Tutto, intorno a loro, si fa grigio, funereo, lugubre. Niente si muove, tutto sembra cristallizzato come in una macabra fotografia. Solo pietre su pietre, che prima erano case, luoghi, famiglia. E polvere, e ancora polvere, che sa di dimenticanza, abbandono, oblio. Un inferno, dove innocenti subiscono le nefandezze della specie umana, come se un simile martirio si rendesse necessario e inevitabile. E spendersi in congetture per biasimare un conflitto che ha causato orrore a dismisura diventa persino un esercizio insostenibile. La tragedia umana della guerra civile in Siria non ammette speculazioni politiche o partigianerie di sorta, tanta è la compassione che genera e il dolore che muove. Ciò non vuol dire che non se ne debbano indagare le cause e le responsabilità.

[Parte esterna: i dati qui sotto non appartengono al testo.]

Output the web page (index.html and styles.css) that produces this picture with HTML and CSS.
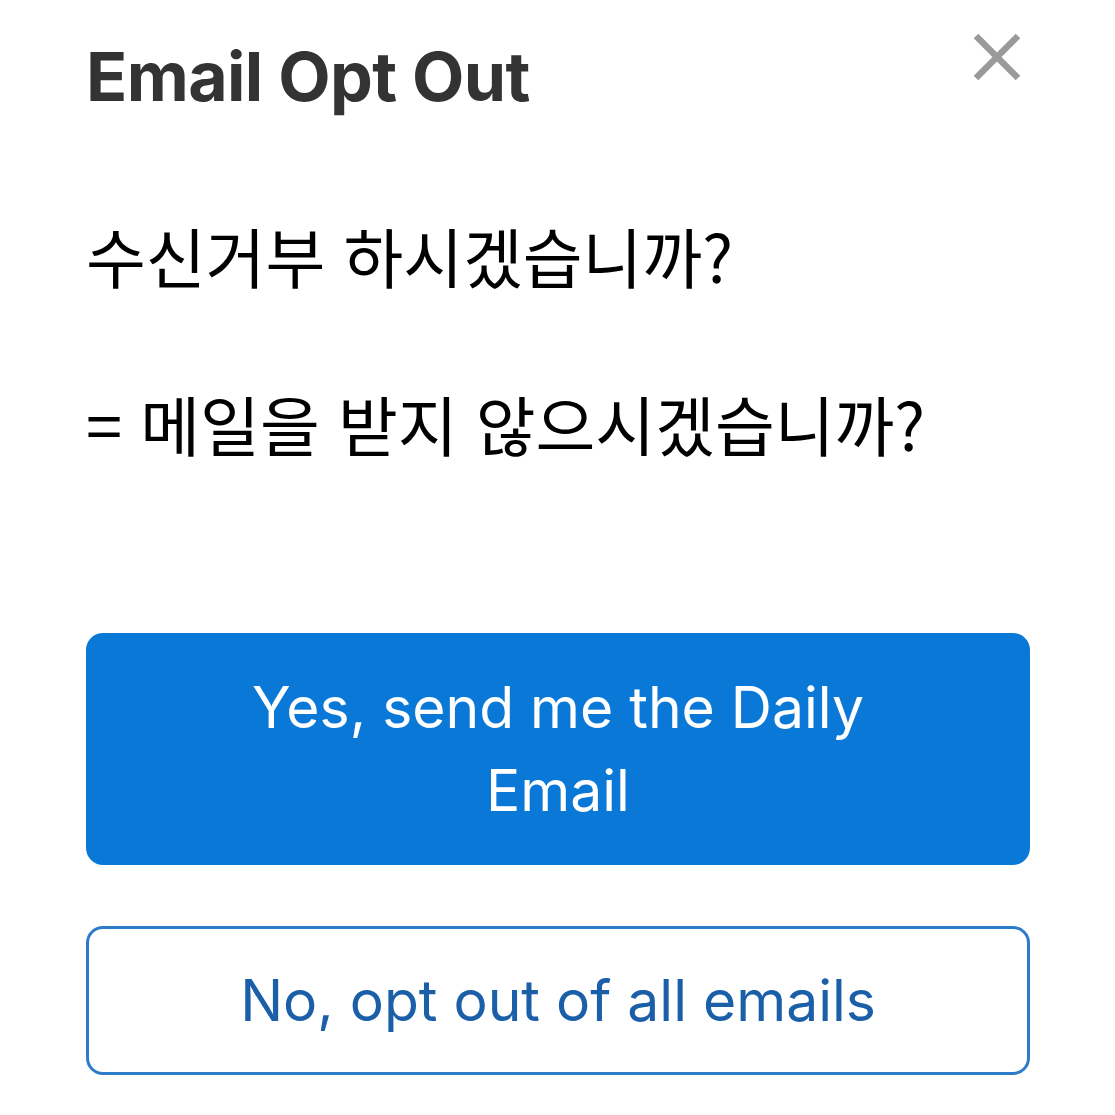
FILE: index.html
```html
<!DOCTYPE html>
<html lang="ko">
<head>
  <meta charset="UTF-8">
  <title>Email Opt Out</title>
  <link rel="stylesheet" href="styles.css">
</head>
<body>
  <!-- Opt-out dialog -->
  <div class="dialog">
    <div class="dialog-header">
      <h1 class="dialog-title">Email Opt Out</h1>
      <button class="close-btn" aria-label="Close">
        <svg viewBox="0 0 48 48" width="48" height="48">
          <path d="M3 3 L45 45 M45 3 L3 45" stroke="#9a9a9a" stroke-width="6.5" fill="none"/>
        </svg>
      </button>
    </div>

    <p class="question">수신거부 하시겠습니까?<br><br>= 메일을 받지 않으시겠습니까?</p>

    <div class="actions">
      <button class="btn btn-primary">Yes, send me the Daily Email</button>
      <button class="btn btn-outline">No, opt out of all emails</button>
    </div>
  </div>
</body>
</html>
```

FILE: styles.css
```css
/* Reset */
* {
  margin: 0;
  padding: 0;
  box-sizing: border-box;
}
body {
  font-family: Inter, "Noto Sans CJK KR", sans-serif;
  background: #ffffff;
  color: #000;
}
/* Dialog wrapper */
.dialog {
  padding: 36px 85px 0 86px;
}
.dialog-header {
  display: flex;
  justify-content: space-between;
  align-items: flex-start;
}
.dialog-title {
  font-size: 68px;
  font-weight: 700;
  color: #333333;
  letter-spacing: -0.6px;
  line-height: 1.2;
}
.close-btn {
  border: none;
  background: none;
  cursor: pointer;
  margin-top: -3px;
  margin-right: 9px;
}
.close-btn svg {
  display: block;
}
/* Question text */
.question {
  font-family: "Noto Sans CJK KR", sans-serif;
  font-size: 65px;
  line-height: 84px;
  margin-top: 95px;
}
/* Buttons */
.actions {
  display: flex;
  flex-direction: column;
  gap: 61px;
  margin-top: 168px;
}
.btn {
  width: 100%;
  font-family: Inter, sans-serif;
  font-size: 57px;
  line-height: 83px;
  border-radius: 17px;
  cursor: pointer;
  text-align: center;
}
.btn-primary {
  background: #0a78d7;
  color: #ffffff;
  border: none;
  padding: 33px 150px;
}
.btn-outline {
  background: #ffffff;
  color: #1a5fa8;
  border: 3px solid #2c7cc9;
  padding: 30px 20px;
}
```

Chi ha distrutto dimore, scuole e ospedali per assestare colpi al nemico, non ha tenuto certamente conto della possibilità di spezzare le esistenze di persone indifese che non volevano affatto una guerra. Tanto meno si è preoccupato dei diritti sacrosanti della popolazione infantile. Migliaia di bambini siriani sono stati uccisi nell’indifferenza generale del mondo, sebbene le organizzazioni umanitarie, medici e volontari avessero sollevato la tragedia che li riguardava, sollecitando le istituzioni e gli organi di informazione internazionali. A quelli ancora in vita, l’umanità rappresentata dalle nazioni deve garantire, in virtù dei principi che ne reggono le democrazie e la vita sociale, il diritto alla sopravvivenza, alla casa, all’educazione, al gioco. Si fa un bel dire che dalla pandemia dobbiamo uscirne tutti insieme, globalmente. Perché dimenticare, ancora una volta, i bambini siriani, yemeniti, palestinesi e di qualsiasi altro luogo del mondo dove c’è disperazione infantile?